• **DATA SECTION**
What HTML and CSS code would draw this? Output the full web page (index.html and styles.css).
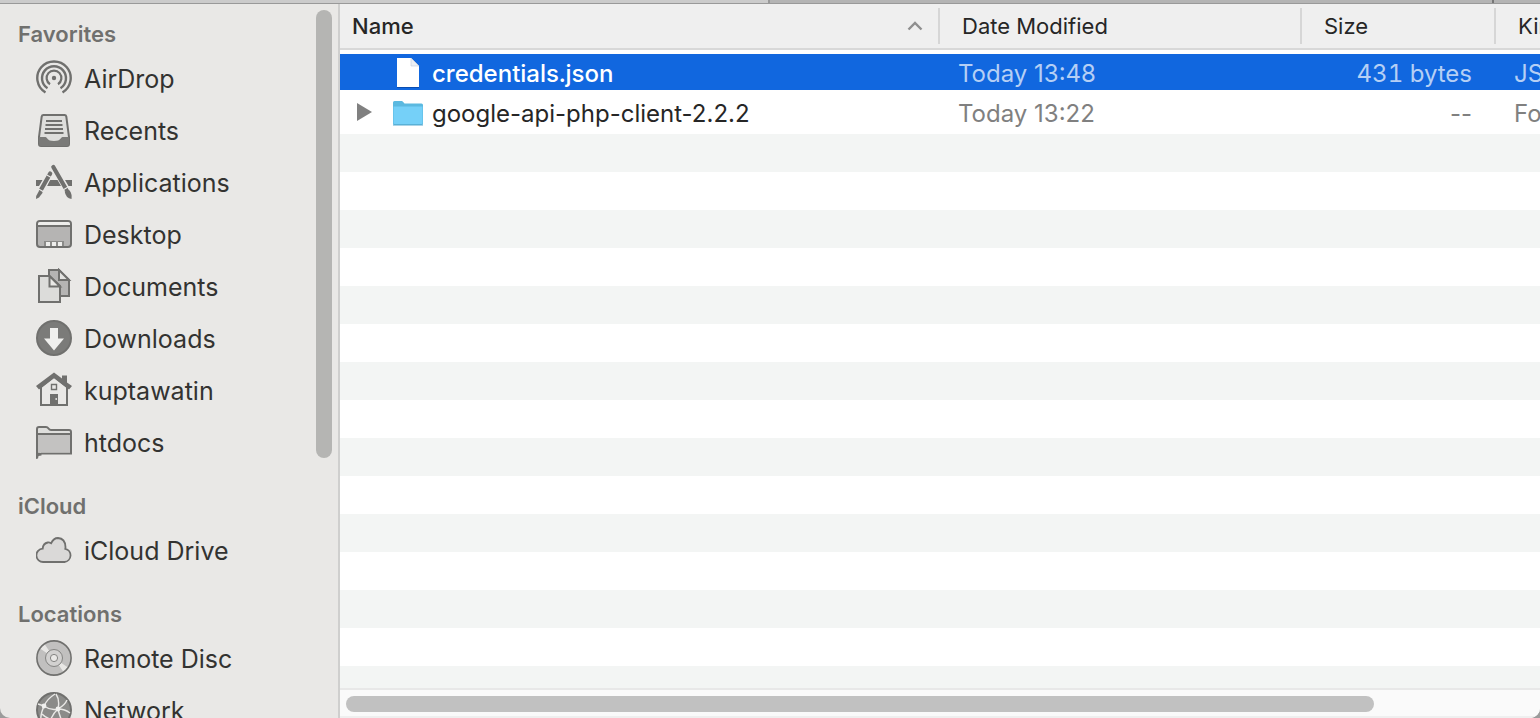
FILE: index.html
```html
<!DOCTYPE html>
<html lang="en">
<head>
    <meta charset="UTF-8">
    <meta name="viewport" content="width=device-width, initial-scale=1.0">
    <title>Finder</title>
    <link rel="stylesheet" href="styles.css">
</head>
<body>
    <div class="tab-strip">
        <div class="tab active"></div>
        <div class="tab"></div>
        <div class="tab-end"></div>
    </div>
    <div class="window">
        <nav class="sidebar">
            <div class="places">
                <h2>Favorites</h2>
                <ul>
                    <li><a href="#airdrop">
                        <svg class="icon" viewBox="0 0 36 36" fill="none" stroke="#70706e" stroke-width="2.4">
                            <path d="M9.5 32.5A16.7 16.7 0 1 1 26.5 32.5"/>
                            <path d="M11.5 28.3A12 12 0 1 1 24.5 28.3"/>
                            <path d="M14 24.2A7.4 7.4 0 1 1 22 24.2" stroke-width="2.2"/>
                            <circle cx="18" cy="18" r="2.2" fill="#70706e" stroke="none"/>
                        </svg>
                        AirDrop</a></li>
                    <li><a href="#recents">
                        <svg class="icon" viewBox="0 0 36 36">
                            <path d="M7.500 3h21q1.500 0 1.800 1.500L33 25v7q0 2-2 2H5q-2 0-2-2v-7L5.700 4.500Q6 3 7.500 3z" fill="#dededc" stroke="#70706e" stroke-width="2"/>
                            <path d="M3 25h6.500c2 0 1 4 8.500 4s6.500-4 8.500-4H33v7q0 2-2 2H5q-2 0-2-2z" fill="#7a7a78"/>
                            <path d="M10 9h16M9.500 13h17M9 17h18M8.500 21h19" stroke="#70706e" stroke-width="1.800"/>
                        </svg>
                        Recents</a></li>
                    <li><a href="#applications">
                        <svg class="icon" viewBox="0 0 36 36">
                            <path d="M0 16h6.500l-3.500 6H0zM13.500 16h8l3.500 6H11zM29 16h7v6h-3.500z" fill="#70706e"/>
                            <path d="M17.300 3L30 25" stroke="#70706e" stroke-width="4.200" stroke-linecap="round"/>
                            <path d="M15 8.500L5.500 25.500" stroke="#e9e8e6" stroke-width="6"/>
                            <path d="M14.200 9.500L5 25.800" stroke="#70706e" stroke-width="4.200" stroke-linecap="round"/>
                            <path d="M3.200 26.500l3.600 2.100L3 33.500 0 35l.2-3z" fill="#70706e"/>
                            <path d="M28.700 27.500l3.600-2.200q4 3.200 3.200 9.700-5.800-1-6.800-7.500z" fill="#70706e"/>
                            <path d="M10.800 11l4.500 2.600M2.600 25l4.500 2.600M27 26l5-2.900" stroke="#e9e8e6" stroke-width="1.100"/>
                        </svg>
                        Applications</a></li>
                    <li><a href="#desktop">
                        <svg class="icon" viewBox="0 0 36 36">
                            <rect x="1" y="5" width="34" height="26" rx="3" fill="#b5b4b3" stroke="#70706e" stroke-width="2"/>
                            <path d="M2 8q0-2 2-2h28q2 0 2 2v1H2z" fill="#eeeeec"/>
                            <path d="M2 10h32" stroke="#70706e" stroke-width="2"/>
                            <path d="M8 30v-5h20v5z" fill="#8b8b89"/>
                            <path d="M10 26h4v4h-4zM16 26h4v4h-4zM22 26h4v4h-4z" fill="#eeeeec"/>
                        </svg>
                        Desktop</a></li>
                    <li><a href="#documents">
                        <svg class="icon" viewBox="0 0 36 36" stroke="#70706e" stroke-width="2">
                            <path d="M13 2h10l10 10v16H13z" fill="#b5b4b3"/>
                            <path d="M23 2v10h10z" fill="#e3e3e1"/>
                            <path d="M3 8h10.500L24 18v16H3z" fill="#dcdcda"/>
                            <path d="M13.500 8v10.500H24z" fill="#e9e8e6"/>
                        </svg>
                        Documents</a></li>
                    <li><a href="#downloads">
                        <svg class="icon" viewBox="0 0 36 36">
                            <circle cx="18" cy="18" r="17" fill="#7b7b79" stroke="#70706e" stroke-width="2"/>
                            <path d="M14 8h8v10.500h6L18 30.500 8 18.500h6z" fill="#f0f0ee"/>
                        </svg>
                        Downloads</a></li>
                    <li><a href="#home">
                        <svg class="icon" viewBox="0 0 36 36" fill="#70706e">
                            <path d="M5 15L18 5l13 10v18H5z" fill="#e9e8e6" stroke="#70706e" stroke-width="2"/>
                            <path d="M0 14L18 .500l8 6V3.500h5v7L36 14l-3 3.500L18 5.800 3 17.500z"/>
                            <path d="M14 22h8v12h-8z"/>
                            <circle cx="20.200" cy="27" r=".9" fill="#e9e8e6"/>
                            <path d="M15.500 12.500h5v5h-5z" fill="none" stroke="#70706e" stroke-width="1.400"/>
                        </svg>
                        kuptawatin</a></li>
                    <li><a href="#htdocs">
                        <svg class="icon" viewBox="0 0 36 36">
                            <path d="M1 31V5q0-2 2-2h7q1.500 0 2.500 1.500T15 6h18q2 0 2 2v21.500H5" fill="#dededc" stroke="#70706e" stroke-width="2"/>
                            <path d="M2 11h32v17.500H2z" fill="#c3c2c1"/>
                            <path d="M1 10h34" stroke="#70706e" stroke-width="2"/>
                            <path d="M0 28.500v6.500l2-.5.500-2.500 3-.5v-2.500z" fill="#70706e"/>
                        </svg>
                        htdocs</a></li>
                </ul>
                <h2>iCloud</h2>
                <ul>
                    <li><a href="#icloud">
                        <svg class="icon" viewBox="0 0 36 36">
                            <path d="M7.500 30a6.700 6.700 0 0 1-.8-13.400Q7 11.500 11.800 10.500q1.700-.2 3.300.8Q17.500 6 22 6q7.200.500 7.500 9 0 .9-.2 1.800A6.700 6.700 0 0 1 28.500 30z" fill="#dad9d8" stroke="#70706e" stroke-width="1.800"/>
                        </svg>
                        iCloud Drive</a></li>
                </ul>
                <h2>Locations</h2>
                <ul>
                    <li><a href="#disc">
                        <svg class="icon" viewBox="0 0 36 36">
                            <circle cx="18" cy="18" r="17" fill="#c1c0bf"/>
                            <path d="M18 18L4 8.500 8.500 4zM18 18l14 9.500-4.500 4.500z" fill="#e8e7e5"/>
                            <circle cx="18" cy="18" r="17.100" fill="none" stroke="#70706e" stroke-width="1.600"/>
                            <circle cx="18" cy="18" r="8.500" fill="#d2d1d0" stroke="#848482" stroke-width="1"/>
                            <circle cx="18" cy="18" r="3.600" fill="#e9e8e6" stroke="#848482" stroke-width="1"/>
                        </svg>
                        Remote Disc</a></li>
                    <li><a href="#network">
                        <svg class="icon" viewBox="0 0 36 36">
                            <circle cx="18" cy="18" r="17" fill="#8b8b89" stroke="#70706e" stroke-width="2"/>
                            <g fill="none" stroke="#e9e8e6" stroke-width="1.400">
                                <path d="M8 14Q11 7 19 2M8 14q7 5 14 3M8 14q-4 9-3 15M8 14L2 12M22 17Q24 8 20 2M22 17q7-4 9-9M22 17q7 0 12 4M22 17q-7 6-9 17M22 17q1 5 5 15M6 22q7 7 20 7"/>
                            </g>
                            <g fill="#f0f0ee"><circle cx="8" cy="14" r="2.400"/><circle cx="22" cy="17" r="2.400"/></g>
                        </svg>
                        Network</a></li>
                </ul>
            </div>
            <div class="scroll-y"><div class="thumb"></div></div>
        </nav>
        <main class="files">
            <div class="list">
                <table>
                    <colgroup>
                        <col class="col-name">
                        <col class="col-date">
                        <col class="col-size">
                        <col class="col-kind">
                    </colgroup>
                    <thead>
                        <tr>
                            <th class="sorted" aria-sort="ascending"><button type="button">Name
                                <svg class="caret" viewBox="0 0 16 10" fill="none" stroke="#8f8f8f" stroke-width="2.4"><path d="M1.500 8.500L8 2l6.500 6.500"/></svg>
                            </button></th>
                            <th><button type="button">Date Modified</button></th>
                            <th><button type="button">Size</button></th>
                            <th><button type="button">Kind</button></th>
                        </tr>
                    </thead>
                    <tbody>
                        <tr class="selected">
                            <td><div class="name">
                                <span class="toggle"></span>
                                <svg class="file-icon" viewBox="0 0 32 32">
                                    <path d="M5 2h14l8 8v21H5z" fill="#fff"/>
                                    <path d="M5 31.500h22" stroke="#0a4db0" stroke-width="1"/>
                                    <path d="M19 2l8 8h-8z" fill="#eceff4" stroke="#c3cbd8" stroke-width=".6"/>
                                </svg>
                                <span class="label">credentials.json</span>
                            </div></td>
                            <td>Today 13:48</td>
                            <td class="size">431 bytes</td>
                            <td>JSON</td>
                        </tr>
                        <tr class="folder">
                            <td><div class="name">
                                <button type="button" class="toggle" aria-label="Expand folder">
                                    <svg viewBox="0 0 16 18"><path d="M1 0l15 9-15 9z" fill="#808080"/></svg>
                                </button>
                                <svg class="file-icon" viewBox="0 0 32 32">
                                    <path d="M1 6.500Q1 5 2.500 5h7q1 0 1.700 1l1.300 1.500h17q1.500 0 1.500 1.500v18.500q0 1.500-1.500 1.500h-27Q1 29 1 27.500z" fill="#5bb9e0"/>
                                    <path d="M1.500 10.500h29V27q0 1-1 1h-27q-1 0-1-1z" fill="#75d0f8"/>
                                    <path d="M1 29h30" stroke="#59a9cf" stroke-width="1"/>
                                </svg>
                                <span class="label">google-api-php-client-2.2.2</span>
                            </div></td>
                            <td>Today 13:22</td>
                            <td class="size">--</td>
                            <td>Folder</td>
                        </tr>
                    </tbody>
                </table>
                <div class="stripes"></div>
            </div>
            <div class="scroll-x"><div class="thumb"></div></div>
        </main>
    </div>
</body>
</html>
```
FILE: styles.css
```css
* {
    box-sizing: border-box;
}
body {
    margin: 0;
    height: 100vh;
    display: flex;
    flex-direction: column;
    overflow: hidden;
    font-family: Inter, sans-serif;
    font-size: 24px;
    color: #262626;
    background: #9b9b9b;
}
button {
    font: inherit;
    color: inherit;
    background: none;
    border: none;
    padding: 0;
    cursor: pointer;
}
.tab-strip {
    display: flex;
    flex: none;
    height: 4px;
    border-bottom: 1px solid #999;
}
.tab {
    flex: 1;
    background: #b4b4b4;
    border-right: 2px solid #777;
}
.tab.active {
    background: #cbcbcb;
    border-right-color: #999;
    flex: 0 0 50%;
}
.tab-end {
    width: 46px;
    background: #b4b4b4;
}
.window {
    display: flex;
    flex: 1;
    min-height: 0;
    border-radius: 0 0 10px 10px;
    overflow: hidden;
}

/* Sidebar */
.sidebar {
    display: flex;
    flex: none;
    width: 340px;
    background: #e9e8e6;
    border-right: 2px solid #cfcfce;
    overflow: hidden;
}
.places {
    flex: 1;
}
.sidebar h2 {
    margin: 0;
    padding: 26px 0 8px 18px;
    font-size: 22px;
    line-height: 22px;
    font-weight: 600;
    color: #70706e;
}
.sidebar h2:first-child {
    padding-top: 19px;
}
.sidebar ul {
    list-style: none;
    margin: 0;
    padding: 0;
}
.sidebar a {
    display: flex;
    align-items: center;
    gap: 12px;
    height: 52px;
    padding-left: 36px;
    font-size: 25px;
    color: #333331;
    text-decoration: none;
}
.icon {
    width: 36px;
    height: 36px;
    flex: none;
    margin-bottom: 2px;
}
.scroll-y {
    width: 22px;
    padding: 6px 6px 6px 0;
}
.scroll-y .thumb {
    width: 16px;
    height: 448px;
    border-radius: 8px;
    background: #b5b5b3;
}

/* File list */
.files {
    display: flex;
    flex-direction: column;
    flex: 1;
    min-width: 0;
    background: #fff;
}
.list {
    display: flex;
    flex-direction: column;
    flex: 1;
    min-height: 0;
    overflow: hidden;
}
table {
    table-layout: fixed;
    width: 1388px;
    border-collapse: collapse;
}
.col-name {
    width: 600px;
}
.col-date {
    width: 362px;
}
.col-size {
    width: 194px;
}
thead tr {
    height: 46px;
    background: linear-gradient(#d8d8d8, #d8d8d8) bottom / 100% 2px no-repeat #efefef;
}
th {
    padding: 0;
    font-size: 22px;
    font-weight: 400;
    text-align: left;
    background: linear-gradient(#d6d6d6, #d6d6d6) right 4px / 2px 36px no-repeat;
}
th button {
    display: flex;
    align-items: center;
    justify-content: space-between;
    width: 100%;
    height: 44px;
    padding: 0 17px 2px 22px;
}
th.sorted button {
    padding-left: 12px;
    font-weight: 500;
}
.caret {
    width: 16px;
    height: 10px;
}
tbody::before {
    content: '';
    display: block;
    height: 4px;
}
td {
    height: 36px;
    padding: 4px 24px 0 18px;
    line-height: 32px;
    white-space: nowrap;
    color: #808080;
}
td:first-child {
    padding: 0 0 0 12px;
    color: #262626;
}
.size {
    text-align: right;
}
.selected td {
    background: #1167df;
    color: #b5cff5;
    font-variant-numeric: tabular-nums;
}
.selected td:nth-child(2) {
    font-variant-numeric: normal;
}
.selected td:first-child {
    color: #fff;
    font-weight: 500;
}
.folder td {
    height: 44px;
}
.name {
    display: flex;
    align-items: center;
}
.label {
    padding-top: 4px;
}
.toggle {
    display: flex;
    width: 40px;
    padding-left: 4px;
}
.toggle svg {
    width: 16px;
    height: 18px;
}
.file-icon {
    width: 32px;
    height: 32px;
    margin-right: 8px;
}
.stripes {
    flex: 1;
    background: repeating-linear-gradient(#f3f5f4 0 38px, #fff 38px 76px);
}
.scroll-x {
    flex: none;
    height: 30px;
    padding: 6px;
    background: #fafafa;
    border-top: 2px solid #e8e8e8;
    border-bottom: 2px solid #efefef;
}
.scroll-x .thumb {
    width: 86.5%;
    height: 16px;
    border-radius: 8px;
    background: #c1c1c1;
}
```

• **TASK DESCRIPTION**
All lines above with "index" in them should be returned.

• **ANSWER**
What HTML and CSS code would draw this? Output the full web page (index.html and styles.css).
FILE: index.html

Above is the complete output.